The recipients of honours are displayed here as they were styled before their new honour, and arranged by honour, with classes (Knight, Knight Grand Cross, etc.) and then divisions (Military, Civil, etc.) as appropriate.

==Knight Bachelor==
  - State of Queensland
- Robert Henry Norman, O.B.E. For services to the community.

==Order of the Bath==

===Companion of the Order of the Bath (CB)===
- Civil Division
  - State of Queensland
- Wallis James Baker. For public service.

==Order of Saint Michael and Saint George==

===Companion of the Order of St Michael and St George (CMG)===
  - State of Queensland
- Patrick Desmond Rowley. For services to the dairying industry.

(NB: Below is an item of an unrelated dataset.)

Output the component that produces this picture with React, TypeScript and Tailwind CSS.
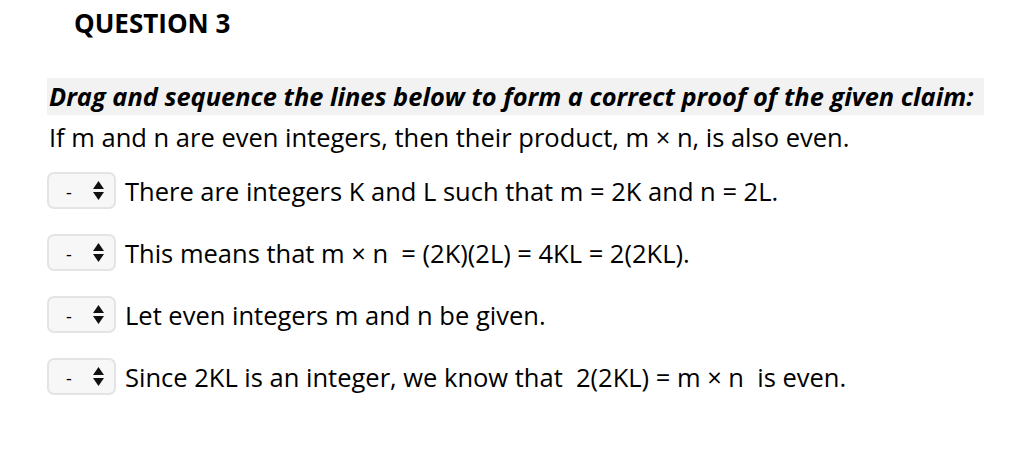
import React from 'react';

const steps = [
  'There are integers K and L such that m = 2K and n = 2L.',
  'This means that m \u00d7 n  = (2K)(2L) = 4KL = 2(2KL).',
  'Let even integers m and n be given.',
  'Since 2KL is an integer, we know that  2(2KL) = m \u00d7 n  is even.',
];

// the little up/down arrows drawn by the native select
const Spinner = () => (
  <svg width="11" height="19" viewBox="0 0 11 19" className="shrink-0">
    <path d="M5.5 0 L11 8 L0 8 Z" fill="#111" />
    <path d="M0 11 L11 11 L5.5 19 Z" fill="#111" />
  </svg>
);

const OrderSelect = () => (
  <div className="flex h-[37px] w-[69px] shrink-0 items-center justify-between rounded-[7px] border-2 border-[#e4e4e4] bg-[#f7f7f7] pl-[17px] pr-[10px]">
    <span className="pt-[3px] text-[18px] leading-none">-</span>
    <Spinner />
  </div>
);

export default function App() {
  return (
    <div
      className="h-[450px] w-[1024px] bg-white pl-[47px] text-black"
      style={{ fontFamily: '"Open Sans", sans-serif' }}
    >
      <h1 className="pt-[8px] pl-[27px] text-[26px] font-bold leading-[30px]">QUESTION 3</h1>

      <div className="mt-[40px] w-[937px] whitespace-nowrap bg-[#f2f2f2] pl-[2px] text-[25.4px] font-bold italic leading-[37px]">
        Drag and sequence the lines below to form a correct proof of the given claim:
      </div>
      <p className="pl-[2px] text-[25.5px] leading-[44px]">
        If m and n are even integers, then their product, m × n, is also even.
      </p>

      <div className="mt-[13px] flex flex-col gap-[25px]">
        {steps.map((s) => (
          <div key={s} className="flex items-center gap-[9px]">
            <OrderSelect />
            <span className="whitespace-pre text-[25.5px] leading-[36px]">{s}</span>
          </div>
        ))}
      </div>
    </div>
  );
}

==Order of the British Empire==

===Commander of the Order of the British Empire (CBE)===
- Civil Division
  - State of Queensland
- Hugh David Sawrey. For services to Art.

  - State of Tasmania
- Lloyd John Harris. For services to the community.

===Officer of the Order of the British Empire (OBE)===
- Civil Division
  - State of Queensland
- Raymond George Hope. For services to the community.
- Jack Owen Manton. For services to the arts.
- Dr. Thomas Julian Murphy. For services to the community.
- Keith Henry McDonald. For services to the press and to the community.

  - State of Tasmania
- Kenneth Francis Lowrie. For services to the community.

===Member of the Order of the British Empire (MBE)===
- Civil Division
  - State of Queensland
- Dr. William Derek Domville Cooke. For services to medicine.
- Gladys Marie Elliott. For services to the community.
- Barry Leslie Ferber. For services to the community.
- Desmond Terence Foster. For services to golf.
- Dr. Pamela Mary Jackson. For services to the community.
- Arthur Neil Lewis. For services to audiology.
- Daphne Mary Pirie. For services to sport.
- Robert Ian Templeton. For services to sport.

  - State of Tasmania
- Peter Doyle. For services to the community.
- Thomas Arthur Gardner. For services to the community.

==Companion of the Imperial Service Order (ISO)==
  - State of Tasmania
- June Marjorie Smith. For public service.

==British Empire Medal (BEM)==
- Civil Division
  - State of Queensland
- Myra Rose Blanch. For services to the community.
- William Brace. For services to the community.
- Hazel Culverhouse. For services to the community.
- Stanley Brian Dorey. For services to the community.
- Wendy Elizabeth Giddens. For services to World Expo 88.
- Eric Merton Johnston. For services to the dairying industry.
- Myra Ruby Jones. For services to the community.
- Merle Kate Kelly. For services to the community.
- Neville Kirk. For services to the cattle breeding industry.
- Kathleen Maria McCart. For services to the community.
- Edward John Graham Owens. For services to the blind.
- Leslie Anderton Tait. For services to the community.
- Brian Alfred Wendt. For services to World Expo 88.

  - State of Tasmania
- Shena Campbell Bewglass. For services to nursing.
- Jeffery Molesworth Boyes. For services to yachting.
- Harold Wilson. For services to lifesaving.

==Queen's Fire Services Medal (QFSM)==
  - State of Queensland
- Victor Matthew Horne, Chief Officer, Maroochy Fire Brigade Board.